We all make assumptions. I think they’re part of our survival mechanisms. We have so much coming at us on a daily basis that making assumptions is part of our mental filtering system that protects us from information overload. They also serve us by helping us make decisions and understand new situations more quickly.

There are times, however, when making assumptions creates difficulties and challenges in our interactions with others and in our relationships.

We tend to make assumptions when we’re missing information. When we’re in a situation where we’re lacking some knowledge, background, or context, we “make up” that information.

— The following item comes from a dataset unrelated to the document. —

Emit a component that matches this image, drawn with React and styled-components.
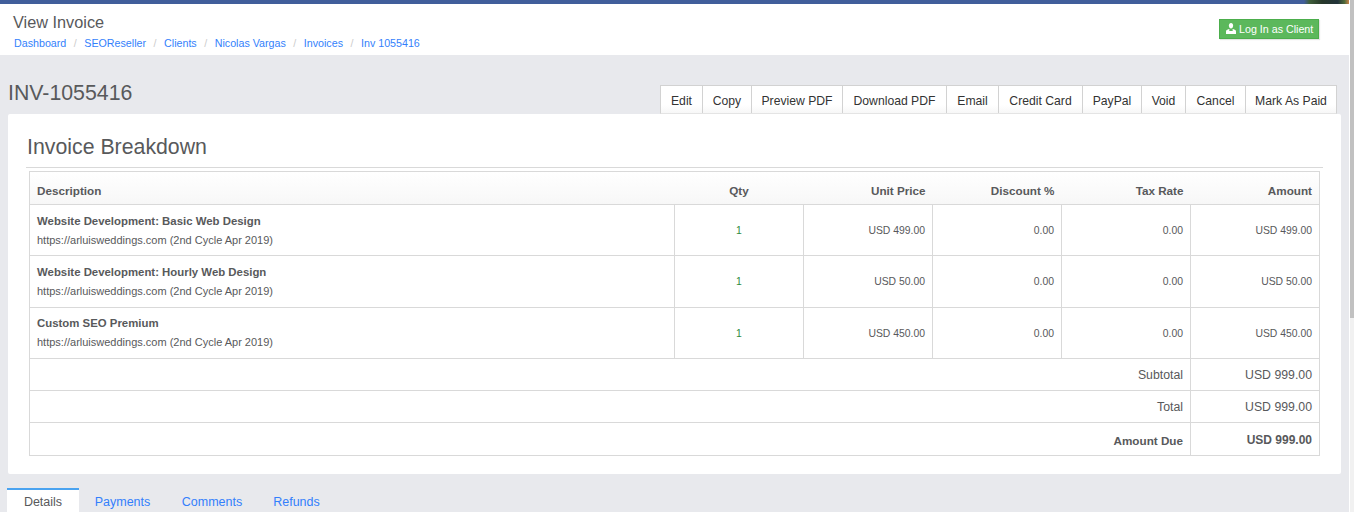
import styled, { createGlobalStyle } from 'styled-components';

const GlobalStyle = createGlobalStyle`
    html, body {
        margin: 0;
        height: 512px;
        overflow: hidden;
    }
    body {
        background-color: #e8e9ed;
        color: #58595b;
        font-family: "Liberation Sans", Arial, sans-serif;
        font-size: 12px;
    }
`;

const Page = styled.div`
    display: flex;
    height: 512px;
    overflow: hidden;
`;

const Main = styled.div`
    flex: 1;
    min-width: 0;
`;

const Scrollbar = styled.div`
    background-color: #f1f1f1;
    border-left: 1px solid #fff;
    box-sizing: border-box;
    width: 5px;
`;

const ScrollThumb = styled.div`
    background-color: #c1c1c1;
    height: 318px;
`;

const TopStrip = styled.div`
    background-color: #415e9b;
    display: flex;
    height: 4px;
    justify-content: flex-end;
`;

const StripPhoto = styled.div`
    background: linear-gradient(90deg, #415e9b, #3f5f3a 12%, #27382a 40%, #22333a 75%, #4f6a3a 90%, #c9824a);
    width: 45px;
`;

const Header = styled.header`
    align-items: flex-start;
    background-color: #fff;
    display: flex;
    height: 51px;
    justify-content: space-between;
`;

const HeaderTitle = styled.h2`
    color: #58595b;
    font-size: 16.3px;
    font-weight: 400;
    line-height: 18px;
    margin: 9px 0 0 13px;
`;

const Breadcrumbs = styled.nav`
    display: flex;
    font-size: 10.7px;
    line-height: 14px;
    margin: 5px 0 0 14px;
`;

const Crumb = styled.a`
    color: #337ffc;
    &:not(:last-child)::after {
        color: #ccc;
        content: '/';
        padding: 0 7.5px;
    }
`;

const LoginButton = styled.a`
    align-items: center;
    background-color: #5cb85c;
    border: 1px solid #4cae4c;
    box-shadow: 1px 1px 1px #e4e4e4;
    box-sizing: border-box;
    color: #fff;
    display: flex;
    font-size: 10.7px;
    gap: 3px;
    height: 20px;
    margin: 15px 30px 0 0;
    padding: 0 4px 1px 6px;
    white-space: nowrap;
    width: 100px;
`;

const ClientSvg = styled.svg`
    flex-shrink: 0;
    height: 11px;
    width: 10px;
`;

const Content = styled.div`
    padding: 0 8px;
`;

const TitleRow = styled.div`
    align-items: flex-end;
    display: flex;
    height: 59px;
    justify-content: space-between;
`;

const InvoiceNumber = styled.h1`
    color: #58595b;
    font-size: 21.3px;
    font-weight: 400;
    line-height: 24px;
    margin: 0 0 9px;
`;

const Actions = styled.div`
    background-color: #fff;
    border: 1px solid #d2d2d2;
    border-bottom-color: #e4e4e4;
    box-sizing: border-box;
    display: flex;
    height: 29px;
    margin-right: 4px;
`;

const Action = styled.a`
    align-items: center;
    background: linear-gradient(#fff 70%, #f7f7f7);
    box-sizing: border-box;
    color: #333;
    display: flex;
    font-size: 12.2px;
    justify-content: center;
    padding-top: 2px;
    width: ${(p) => p.$width}px;
    &:not(:last-child) {
        border-right: 1px solid #d2d2d2;
    }
`;

const Panel = styled.section`
    background-color: #fff;
    border-radius: 2px;
    box-sizing: border-box;
    height: 360px;
    padding: 18px 18px 0;
`;

const PanelTitle = styled.h3`
    border-bottom: 1px solid #d9d9d9;
    color: #58595b;
    font-size: 21.3px;
    font-weight: 400;
    height: 35px;
    line-height: 31px;
    margin: 0 0 3px;
    padding-left: 1px;
`;

const Table = styled.table`
    border: 1px solid #d9d9d9;
    border-collapse: collapse;
    margin-left: 3px;
    table-layout: fixed;
    width: 1291px;
`;

const HeadRow = styled.tr`
    background: linear-gradient(#fff, #f7f7f7);
`;

const Th = styled.th`
    border-bottom: 1px solid #d9d9d9;
    color: #58595b;
    font-size: 11.7px;
    font-weight: 700;
    height: 28px;
    padding: 4px 7px 0;
    text-align: ${(p) => p.$align || 'right'};
`;

const Td = styled.td`
    border: 1px solid #d9d9d9;
    color: #58595b;
    font-size: 10.4px;
    padding: 0 7px;
    text-align: ${(p) => p.$align || 'right'};
`;

const ItemCell = styled(Td)`
    height: ${(p) => p.$height - p.$top}px;
    padding-top: ${(p) => p.$top}px;
    vertical-align: top;
`;

const QtyCell = styled(Td)`
    color: #2e8b3d;
`;

const ItemName = styled.div`
    font-size: 11.4px;
    font-weight: 700;
    line-height: 14px;
    margin-bottom: 6px;
`;

const ItemMeta = styled.div`
    color: #58595b;
    font-size: 11px;
    line-height: 13px;
`;

const TotalCell = styled.td`
    border: 1px solid #d9d9d9;
    color: #58595b;
    font-size: ${(p) => (p.$strong ? 12 : 12.3)}px;
    font-weight: ${(p) => (p.$strong ? 700 : 400)};
    height: ${(p) => (p.$strong ? 30 : 31)}px;
    padding: ${(p) => (p.$strong ? 2 : 0)}px 7px 0;
    text-align: right;
`;

const DueLabel = styled(TotalCell)`
    font-size: 11.7px;
`;

const Tabs = styled.div`
    display: flex;
    margin: 14px 0 0 -1px;
`;

const Tab = styled.a`
    background-color: ${(p) => (p.$active ? '#fff' : 'transparent')};
    border-top: 2px solid ${(p) => (p.$active ? '#4aa3f0' : 'transparent')};
    box-sizing: border-box;
    color: ${(p) => (p.$active ? '#58595b' : '#337ffc')};
    font-size: 12.5px;
    height: 24px;
    line-height: 25px;
    text-align: center;
    width: ${(p) => p.$width}px;
`;

const actions = [
    { label: 'Edit', width: 42 },
    { label: 'Copy', width: 49 },
    { label: 'Preview PDF', width: 91 },
    { label: 'Download PDF', width: 104 },
    { label: 'Email', width: 52 },
    { label: 'Credit Card', width: 84 },
    { label: 'PayPal', width: 59 },
    { label: 'Void', width: 44 },
    { label: 'Cancel', width: 60 },
    { label: 'Mark As Paid', width: 90 },
];
const crumbs = ['Dashboard', 'SEOReseller', 'Clients', 'Nicolas Vargas', 'Invoices', 'Inv 1055416'];
const items = [
    { name: 'Website Development: Basic Web Design', price: 'USD 499.00', height: 50, top: 9 },
    { name: 'Website Development: Hourly Web Design', price: 'USD 50.00', height: 51, top: 9 },
    { name: 'Custom SEO Premium', price: 'USD 450.00', height: 50, top: 8 },
];

const ClientIcon = () => (
    <ClientSvg viewBox="0 0 10 11" fill="#fff">
        <path d="M5 0C3.7 0 2.9 1 2.9 2.4 2.9 4 3.8 5.5 5 5.5S7.1 4 7.1 2.4C7.1 1 6.3 0 5 0Z" />
        <path d="M0 11V8.4C0 7.3 1.2 6.6 3 6.1L3.8 7 2.8 8H7.2L6.2 7 7 6.1C8.8 6.6 10 7.3 10 8.4V11Z" />
    </ClientSvg>
);

export default function App() {
    return (
        <Page>
            <GlobalStyle />
            <Main>
                <TopStrip><StripPhoto /></TopStrip>
                <Header>
                    <div>
                        <HeaderTitle>View Invoice</HeaderTitle>
                        <Breadcrumbs>
                            {crumbs.map((c) => <Crumb key={c}>{c}</Crumb>)}
                        </Breadcrumbs>
                    </div>
                    <LoginButton><ClientIcon />Log In as Client</LoginButton>
                </Header>
                <Content>
                    <TitleRow>
                        <InvoiceNumber>INV-1055416</InvoiceNumber>
                        <Actions>
                            {actions.map((a) => <Action key={a.label} $width={a.width}>{a.label}</Action>)}
                        </Actions>
                    </TitleRow>
                    <Panel>
                        <PanelTitle>Invoice Breakdown</PanelTitle>
                        <Table>
                            <colgroup>
                                <col />
                                <col width="129" />
                                <col width="129" />
                                <col width="129" />
                                <col width="129" />
                                <col width="129" />
                            </colgroup>
                            <thead>
                                <HeadRow>
                                    <Th $align="left">Description</Th>
                                    <Th $align="center">Qty</Th>
                                    <Th>Unit Price</Th>
                                    <Th>Discount %</Th>
                                    <Th>Tax Rate</Th>
                                    <Th>Amount</Th>
                                </HeadRow>
                            </thead>
                            <tbody>
                                {items.map((item) => (
                                    <tr key={item.name}>
                                        <ItemCell $align="left" $height={item.height} $top={item.top}>
                                            <ItemName>{item.name}</ItemName>
                                            <ItemMeta>https://arluisweddings.com (2nd Cycle Apr 2019)</ItemMeta>
                                        </ItemCell>
                                        <QtyCell $align="center">1</QtyCell>
                                        <Td>{item.price}</Td>
                                        <Td>0.00</Td>
                                        <Td>0.00</Td>
                                        <Td>{item.price}</Td>
                                    </tr>
                                ))}
                                <tr>
                                    <TotalCell colSpan="5">Subtotal</TotalCell>
                                    <TotalCell>USD 999.00</TotalCell>
                                </tr>
                                <tr>
                                    <TotalCell colSpan="5">Total</TotalCell>
                                    <TotalCell>USD 999.00</TotalCell>
                                </tr>
                                <tr>
                                    <DueLabel colSpan="5" $strong>Amount Due</DueLabel>
                                    <TotalCell $strong>USD 999.00</TotalCell>
                                </tr>
                            </tbody>
                        </Table>
                    </Panel>
                    <Tabs>
                        <Tab $active $width={72}>Details</Tab>
                        <Tab $width={87}>Payments</Tab>
                        <Tab $width={92}>Comments</Tab>
                        <Tab $width={77}>Refunds</Tab>
                    </Tabs>
                </Content>
            </Main>
            <Scrollbar><ScrollThumb /></Scrollbar>
        </Page>
    );
}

Sometimes we can get so carried away that we dream up stories to support and confirm our assumptions.

By making assumptions we

1. don’t let others speak for themselves.
We speak for them by projecting our experiences onto them – we’ve already seen something similar so we assume this person or situation will also react or be the same way.

2. don’t really get to know the other person
When we get to know another person by assuming various things about them, we’re not accepting them as they really are, but who we assume they are based on our perceptions.

3. misunderstand situations and circumstances
We can make the assumption that a situation is better than it really is and not see that things are actually about to start breaking apart. Likewise, when we assume that a situation is worse than it is, we may try to fix something that isn’t broken – and then we really do break it.

4. make decisions based on the wrong information
When we’re in a situation requiring us to make a decision and we base our decision on our assumptions, we may not have the right information. We think that we know the facts when we’re really mistaking our assumptions for facts.

5. are offended when we think others understand us and find out they they don’t
We assume that the people closest to us know what we’re thinking and what exactly it is that we’re saying – even when we’re not expressing our thoughts well. We end up hurt and offended that they “don’t get us” and they “should have known what I meant.” While they understand a lot about us, they’re not mind readers.

Unfortunately, assumptions can be so imbedded in our minds that we don’t even know we’re making them. Needless to say, it’s hard to stop making assumptions. I mean, how can you stop if you don’t know you’ve started? I still have a tough time with that.

I guess the most effective thing we can do to stop making assumptions is to start asking more questions: “Is what I’m thinking correct?” “Am I missing something?” “Is this really true?” We also need to be open to answer questions from others when they’re trying to get information from us so that they’re not making assumptions either.

When we have the information we need, we’ll stop making up our own. And when we stop filling in the blanks with our perceptions, experiences, and stories we’ll probably have fewer misunderstandings, less conflicts and better relationships.